Posted by: Sam Adams at March 30, 2005 01:20 PM

I just do not see how it can be a box office hit and revolutionize the industry. The commercials have not appealed to me and my daughters would rather see Guess Who again.

Posted by: Terence D at March 30, 2005 01:52 PM

A quick look over at Rotten Tomatoes suggests Poland's not alone on this one. Great eye candy, but little substance. Support "The Upside of Anger" this weekend instead. I love that movie.

Posted by: Man With No Name at March 30, 2005 02:00 PM

My question is more: What's wrong with "nerd-boy jerkoff" movies, to an extent? What I respond to as a fan of Rodriguez's work is the *joy* of his movies-- the joy he obviously has in making them, if not the joy of what is actually happening in them. I flat-out loved Once Upon a Time in Mexico because I loved the way Rodriguez threw all of those exaggerated characters together in a stew of double-crosses and gunfights. A steady diet of that would probably be like eating ice cream twice a day every day, but Rodriguez is *good* at this stuff-- he's good at pulp. I cared about the characters because I liked watching them. At least his movies (from what I've seen -- haven't seen Sin City yet) aren't smug with action-movie "attitude" in that Michael Bay, one-big-music-video sense. I'll take Once Upon a Time in Mexico or Desperado or the Spy Kids movies over at least 3/5 of the best picture nominees of any given year!

But then, I liked Sky Captain, too, because it was a super-stylized good time. It's one thing to feel depressed when a $100 million f/x extravaganza has no soul... but when you can do something existing mainly for the sake of style, with *more* visual imgination, for 40 or 50 million... hey, go for it.

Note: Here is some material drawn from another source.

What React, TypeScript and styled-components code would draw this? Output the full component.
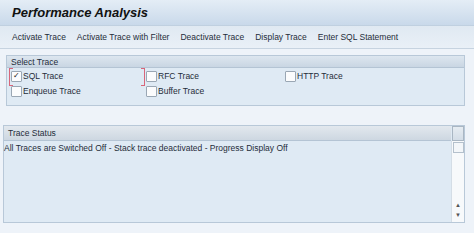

Posted by: jesse at March 30, 2005 02:04 PM

Wow, so many haters today. First, has no one embraced the idea that Rodriguez and Co. were honestly trying to recreate a visual representation of a graphic novel? Whether or not the storytelling format of one medium translates well to another might be something that didn't register with the filmmakers. But I have no doubts that Rodriguez and company were not trying for a "nerdboy jerk-off" but wanted to try and capture a cinematic representation of a graphic novel.
I may not like all of his movies but I respect that the guy is following in Lucas's footsteps and engaging in a more entrepreniual filmmaking that goes outside the system. This technology is freeing the reigns up for more people to create and distribute original content. And when the technology filters to the masses, then we will all learn that story has to come first. But until then, we need to have some patience with our more visual filmmakers to learn that with this technology.
You guys all sound as bad or worse than the AICN geeks that bash Lucas and make personal attacks on his appearance. Who knows maybe the movie sucks, I haven't seen it. But I'll reserve judgement until later. Now, Michael Bay, THAT guy can't make a film to save anyone's life.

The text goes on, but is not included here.